Holding — Lippman, C.J.
- The Court of Appeals of the State of New York held that the collateral managers did not owe a fiduciary duty to Oddo and that Oddo's claim for tortious interference with contract also failed.
Rule
- A party does not owe a fiduciary duty to another merely based on a creditor-debtor relationship without a higher level of trust or direct dealings established between them.
Reasoning
- The Court of Appeals reasoned that a fiduciary relationship typically arises when one party has a duty to act in the interest of another, which was not established in this case as Oddo was merely a lender without direct dealings with the collateral managers.
- The court noted that Oddo's relationship with the SIV–Lites was contractual and did not create the higher trust necessary for a fiduciary duty.
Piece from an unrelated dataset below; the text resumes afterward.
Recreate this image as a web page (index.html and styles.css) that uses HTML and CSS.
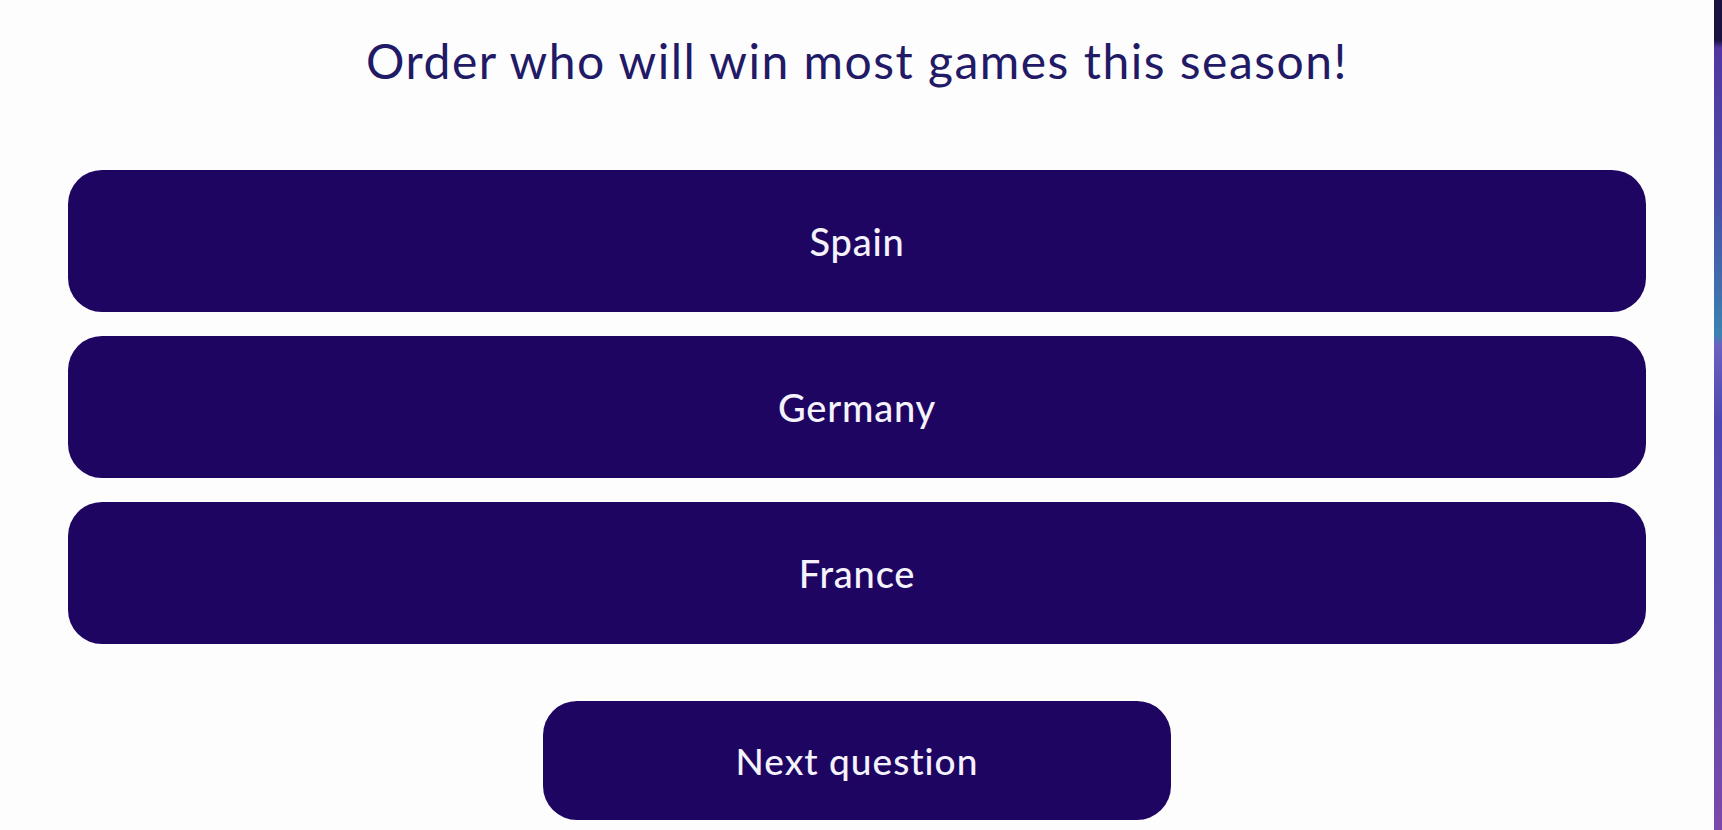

- Furthermore, Oddo was aware of the risks associated with its investments and had no direct contractual agreement with the collateral managers.
- Additionally, Oddo's claim of tortious interference failed because there was no breach of contract by the SIV–Lites, as Barclays had followed proper procedures to expand their investment portfolios with the approval of the necessary stakeholders.
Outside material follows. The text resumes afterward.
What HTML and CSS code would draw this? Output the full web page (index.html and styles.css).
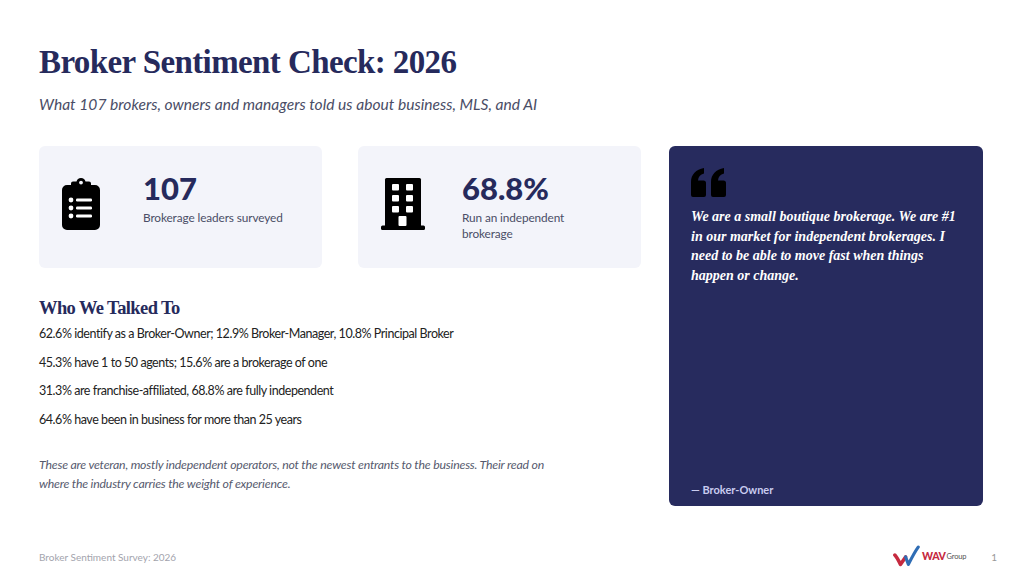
FILE: index.html
```html
<!DOCTYPE html>
<html lang="en">
<head>
<meta charset="utf-8">
<title>Broker Sentiment Check: 2026</title>
<link rel="stylesheet" href="styles.css">
</head>
<body>
<div class="slide">
  <header class="header">
    <h1 class="title">Broker Sentiment Check: 2026</h1>
    <p class="subtitle">What 107 brokers, owners and managers told us about business, MLS, and AI</p>
  </header>
  <main class="content">
    <section class="left">
      <div class="stats">
        <div class="card">
          <div class="card-icon">
            <svg class="ico-clip" viewBox="0 0 38 52" width="38" height="52">
              <path fill="#000" d="M19 0a4.6 4.6 0 0 1 4.5 3.6H27a2 2 0 0 1 2 2V7h4a5 5 0 0 1 5 5v35a5 5 0 0 1-5 5H5a5 5 0 0 1-5-5V12a5 5 0 0 1 5-5h4V5.6a2 2 0 0 1 2-2h3.5A4.6 4.6 0 0 1 19 0z"/>
              <circle cx="19" cy="4.6" r="1.9" fill="#f3f4fa"/>
              <circle cx="9" cy="22" r="2.4" fill="#fff"/>
              <circle cx="9" cy="30" r="2.4" fill="#fff"/>
              <circle cx="9" cy="38" r="2.4" fill="#fff"/>
              <rect x="14" y="20.5" width="16" height="3" rx="1.2" fill="#fff"/>
              <rect x="14" y="28.5" width="16" height="3" rx="1.2" fill="#fff"/>
              <rect x="14" y="36.5" width="16" height="3" rx="1.2" fill="#fff"/>
            </svg>
          </div>
          <div class="card-text">
            <div class="num">107</div>
            <div class="label">Brokerage leaders surveyed</div>
          </div>
        </div>
        <div class="card">
          <div class="card-icon">
            <svg class="ico-bld" viewBox="0 0 44 52" width="44" height="52">
              <rect x="4" y="0" width="36" height="49" rx="1.5" fill="#000"/>
              <rect x="0" y="47.5" width="44" height="4.5" rx="1.5" fill="#000"/>
              <rect x="11" y="6" width="7" height="6.5" rx="1" fill="#fff"/>
              <rect x="25" y="6" width="7" height="6.5" rx="1" fill="#fff"/>
              <rect x="11" y="17" width="7" height="6.5" rx="1" fill="#fff"/>
              <rect x="25" y="17" width="7" height="6.5" rx="1" fill="#fff"/>
              <rect x="11" y="28" width="7" height="6.5" rx="1" fill="#fff"/>
              <rect x="25" y="28" width="7" height="6.5" rx="1" fill="#fff"/>
              <rect x="17.5" y="38" width="8" height="10" rx="1" fill="#fff"/>
            </svg>
          </div>
          <div class="card-text">
            <div class="num">68.8%</div>
            <div class="label">Run an independent<br>brokerage</div>
          </div>
        </div>
      </div>
      <h2 class="section-title">Who We Talked To</h2>
      <ul class="facts">
        <li>62.6% identify as a Broker-Owner; 12.9% Broker-Manager, 10.8% Principal Broker</li>
        <li>45.3% have 1 to 50 agents; 15.6% are a brokerage of one</li>
        <li>31.3% are franchise-affiliated, 68.8% are fully independent</li>
        <li>64.6% have been in business for more than 25 years</li>
      </ul>
      <p class="note">These are veteran, mostly independent operators, not the newest entrants to the business. Their read on where the industry carries the weight of experience.</p>
    </section>
    <aside class="quote-card">
      <svg class="ico-quote" viewBox="0 0 35 29" width="35" height="29">
        <path fill="#000" d="M0 27V14C0 6.5 5 1.5 13 0v5.5C9.3 6.6 7.2 9 7 12.5h5.5A2.5 2.5 0 0 1 15 15v12a2 2 0 0 1-2 2H2a2 2 0 0 1-2-2z"/>
        <path fill="#000" d="M20 27V14C20 6.5 25 1.5 33 0v5.5C29.3 6.6 27.2 9 27 12.5h5.5A2.5 2.5 0 0 1 35 15v12a2 2 0 0 1-2 2H22a2 2 0 0 1-2-2z"/>
      </svg>
      <p class="quote-text">We are a small boutique brokerage. We are #1 in our market for independent brokerages. I need to be able to move fast when things happen or change.</p>
      <p class="quote-by">— Broker-Owner</p>
    </aside>
  </main>
  <footer class="footer">
    <span class="foot-left">Broker Sentiment Survey: 2026</span>
    <div class="foot-right">
      <div class="logo">
        <svg viewBox="0 0 30 22" width="28" height="22">
          <path d="M2 10 C4 12 6 16 8 20 L13.5 12" fill="none" stroke="#c62a3f" stroke-width="3.8" stroke-linecap="round" stroke-linejoin="round"/>
          <path d="M13.5 12 L16.5 20 C20 13 23 7 27 1.5" fill="none" stroke="#2f6db5" stroke-width="3.4" stroke-linecap="round" stroke-linejoin="round"/>
        </svg>
        <span class="logo-wav">WAV</span><span class="logo-group">Group</span>
      </div>
      <span class="page-num">1</span>
    </div>
  </footer>
</div>
</body>
</html>
```
FILE: styles.css
```css
* { box-sizing: border-box; }
html, body { margin: 0; padding: 0; background: #fff; }
body { width: 1024px; height: 576px; overflow: hidden; font-family: Lato, "Liberation Sans", sans-serif; }
.slide { width: 1024px; height: 576px; padding: 0 41px 0 39px; display: flex; flex-direction: column; }
.header { padding-top: 40px; }
.title { margin: 0; font-family: "Liberation Serif", serif; font-weight: 700; font-size: 33px; line-height: 44px; color: #262a5c; letter-spacing: -0.6px; }
.subtitle { margin: 10px 0 0; font-style: italic; font-size: 15.6px; line-height: 20px; color: #4a4d66; }
.content { display: flex; gap: 28px; margin-top: 32px; }
.left { width: 602px; }
.stats { display: flex; gap: 36px; }
.card { width: 283px; height: 122px; background: #f3f4fa; border-radius: 6px; display: flex; align-items: flex-start; padding: 24px 16px 0 23px; }
.card-icon { width: 58px; margin-right: 23px; padding-top: 8px; flex: none; }
.card-icon svg { display: block; }
.num { font-weight: 900; font-size: 31px; line-height: 36px; color: #262a5c; }
.label { font-size: 11.8px; line-height: 16px; color: #4a4d66; margin-top: 4px; letter-spacing: -0.1px; }
.section-title { margin: 28px 0 0; font-family: "Liberation Serif", serif; font-weight: 700; font-size: 18.5px; line-height: 24px; color: #262a5c; letter-spacing: -0.6px; }
.facts { list-style: none; margin: 0; padding: 0; }
.facts li { font-size: 12.5px; line-height: 28.6px; color: #222; letter-spacing: -0.45px; }
.note { margin: 21px 0 0; max-width: 528px; font-style: italic; font-size: 12.3px; line-height: 19px; color: #565a6e; letter-spacing: -0.2px; }
.quote-card { width: 314px; height: 360px; background: #272b5e; border-radius: 6px; padding: 22px 22px 0 22px; display: flex; flex-direction: column; }
.ico-quote { display: block; }
.quote-text { margin: 10px 0 0; font-family: "Liberation Serif", serif; font-style: italic; font-weight: 700; font-size: 14px; line-height: 19.5px; color: #fff; }
.quote-by { margin: auto 0 9px; font-weight: 700; font-size: 11px; line-height: 14px; color: #c9ccef; }
.footer { margin-top: auto; height: 44px; display: flex; justify-content: space-between; align-items: flex-start; padding-top: 18px; }
.foot-left { font-size: 10px; line-height: 14px; color: #a3a4ad; }
.foot-right { display: flex; align-items: flex-start; margin-right: -14px; }
.logo { display: flex; align-items: center; height: 22px; margin-top: -5px; }
.logo svg { display: block; margin-right: 1px; }
.logo-wav { font-weight: 900; font-size: 10.5px; color: #c62a3f; letter-spacing: -0.4px; }
.logo-group { font-size: 7.5px; color: #555; margin-left: 1px; letter-spacing: -0.2px; }
.page-num { font-size: 10px; line-height: 14px; color: #999; margin-left: 25px; }
```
- Therefore, there was no actionable interference by Barclays.
Deep Dive: How the Court Reached Its Decision
Fiduciary Duty Analysis
The Court of Appeals determined that the collateral managers of the SIV–Lites, Avendis and Solent, did not owe a fiduciary duty to Oddo Asset Management. The court explained that a fiduciary relationship typically arises when one party has a duty to act in the best interest of another, which was not present in this case. Oddo was classified as a mezzanine noteholder, essentially a lender, and had no direct dealings with the collateral managers. The relationship between Oddo and the SIV–Lites was characterized as contractual, lacking the higher level of trust required to establish a fiduciary duty. The court noted that while collateral managers may have owed fiduciary duties to the SIV–Lites themselves, there was no factual basis to extend that duty to Oddo. Furthermore, Oddo’s complaint indicated that the collateral managers were not acting as fiduciaries or financial advisors for Oddo, as explicitly stated in the notes and accompanying documents. Oddo's awareness of the risks associated with its investments and the absence of a direct contractual relationship with the managers further weakened its claims. As a result, the court affirmed the dismissal of Oddo's claims for aiding and abetting breach of fiduciary duty against Barclays and S&P, as no underlying fiduciary duty existed.
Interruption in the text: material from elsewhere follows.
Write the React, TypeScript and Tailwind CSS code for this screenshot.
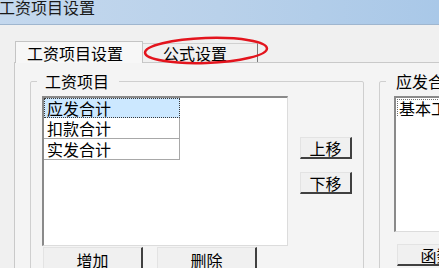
import React from "react";

const ITEMS = ["应发合计", "扣款合计", "实发合计"];

function WinButton({ label, className }: { label: string; className: string }) {
  return (
    <div
      className={`flex items-center justify-center bg-[#f0f0f0] border-t border-l border-t-[#e3e3e3] border-l-[#e3e3e3] border-r-2 border-b-2 border-r-[#404040] border-b-[#404040] text-[16px] leading-[16px] text-black ${className}`}
    >
      {label}
    </div>
  );
}

function ItemList() {
  return (
    <div className="w-[246px] h-[150px] bg-white border-t-2 border-l-2 border-t-[#8a8a8a] border-l-[#8a8a8a] border-r border-b border-r-[#dcdcdc] border-b-[#dcdcdc] flex flex-col">
      {ITEMS.map((item, i) => (
        <div
          key={item}
          className={
            i === 0
              ? "w-[136px] h-[20px] flex items-center pl-[2px] bg-[#cce8ff] border border-dotted border-[#3a3a3a] text-[16px] leading-[16px]"
              : "w-[136px] h-[21px] flex items-center pl-[3px] border-r border-b border-[#a8a8a8] text-[16px] leading-[16px]"
          }
        >
          {item}
        </div>
      ))}
    </div>
  );
}

export default function App() {
  return (
    <div className="relative w-[439px] h-[268px] overflow-hidden bg-[#f0f0f0] text-black font-['Noto_Sans_CJK_SC',sans-serif]">
      {/* Title bar */}
      <div className="h-[26px] border-b border-[#9fb6cf] bg-gradient-to-r from-[#c4d8ee] via-[#b9d1ea] to-[#a9c8e8]">
        <div className="ml-[-1px] mt-[-1px] text-[16px] leading-[16px] text-[#1a1a1a]">工资项目设置</div>
      </div>

      {/* Tabs */}
      <div className="mt-[16px] ml-[15px] h-[21px] flex items-end">
        <div className="relative z-10 mb-[-1px] w-[128px] h-[22px] pl-[11px] flex items-center bg-[#f7f7f7] border-t border-l border-r border-[#c4c4c4] text-[16px] leading-[16px]">
          工资项目设置
        </div>
        <div className="w-[115px] h-[19px] pl-[20px] flex items-center border-t border-r border-t-[#d0d0d0] border-r-[#7a7a7a] text-[16px] leading-[16px]">
          公式设置
        </div>
      </div>

      {/* Panel */}
      <div className="ml-[14px] h-[210px] border-t border-l border-[#c9c9c9] bg-[#f4f4f4] flex items-start">
        <fieldset className="ml-[15px] mt-[10px] w-[334px] h-[260px] shrink-0 border border-[#cfcfcf] rounded-[2px] pl-[11px] pt-[7px]">
          <legend className="ml-[-5px] pl-[8px] pr-[10px] text-[16px] leading-[16px]">工资项目</legend>
          <div className="flex">
            <ItemList />
            <div className="ml-[12px] pt-[41px] flex flex-col gap-[13px]">
              <WinButton label="上移" className="w-[52px] h-[22px]" />
              <WinButton label="下移" className="w-[52px] h-[22px]" />
            </div>
          </div>
          <div className="mt-[1px] flex">
            <WinButton label="增加" className="ml-[1px] w-[100px] h-[26px]" />
            <WinButton label="删除" className="ml-[14px] w-[100px] h-[26px]" />
          </div>
        </fieldset>

        <fieldset className="ml-[15px] mt-[10px] w-[120px] h-[260px] shrink-0 border border-[#cfcfcf] rounded-[2px] pl-[14px] pt-[7px]">
          <legend className="ml-[-8px] pl-[10px] pr-[10px] text-[16px] leading-[16px] whitespace-nowrap">应发合计</legend>
          <div className="w-[80px] h-[136px] bg-white border-t-2 border-l-2 border-t-[#8a8a8a] border-l-[#8a8a8a] border-b border-b-[#dcdcdc] overflow-hidden">
            <div className="mt-[1px] ml-[1px] pl-[1px] whitespace-nowrap border-t border-l border-dotted border-[#707070] text-[16px] leading-[16px]">
              基本工资
            </div>
          </div>
          <WinButton label="函数" className="mt-[12px] ml-[3px] w-[80px] h-[22px]" />
        </fieldset>
      </div>

      {/* Annotation */}
      <svg className="absolute left-0 top-0 pointer-events-none" width={439} height={268}>
        <ellipse
          cx={206}
          cy={50.5}
          rx={61}
          ry={12.5}
          fill="none"
          stroke="#e3141d"
          strokeWidth={2.5}
          transform="rotate(-2 206 50.5)"
        />
      </svg>
    </div>
  );
}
Tortious Interference Claim
The court also found that Oddo's claim of tortious interference with contract against Barclays was insufficient. To succeed in such a claim, a plaintiff must demonstrate the existence of a valid contract, the defendant's knowledge of that contract, intentional persuasion of the contract's breach without justification, and actual damages resulting from the breach. Oddo argued that the SIV–Lites breached their contractual obligations by acquiring warehoused securities that devalued their investment portfolios. However, the court concluded that the SIV–Lites did not breach their contracts when they expanded their portfolios, as Barclays obtained the necessary approvals from noteholders and S&P for the transactions. The contracts explicitly allowed for the purchase of securities at the price Barclays paid, regardless of market fluctuations, which Oddo had acknowledged in its agreements. Additionally, the court noted that Oddo had been warned about potential losses and the priority of payments in the event of insolvency. Since there was no underlying breach of contract by the SIV–Lites, the court ruled that there was no actionable interference by Barclays, thus dismissing Oddo's tortious interference claim.
Conclusion
Ultimately, the Court of Appeals affirmed the decision of the Appellate Division, concluding that Oddo Asset Management failed to establish claims for aiding and abetting breach of fiduciary duty and tortious interference with contract. The court emphasized that the absence of a fiduciary duty owed to Oddo by the collateral managers was critical in upholding the dismissal of the claims against Barclays and S&P. Additionally, the court's analysis illustrated that Oddo's contractual relationship with the SIV–Lites did not encompass the necessary elements to support a tortious interference claim against Barclays. The ruling highlighted the importance of clear contractual relationships and the distinctions between various roles within complex financial structures like SIV–Lites. As a result, Oddo's actions were not sufficient to warrant legal remedies against the defendants, leaving them without recourse for their substantial financial losses.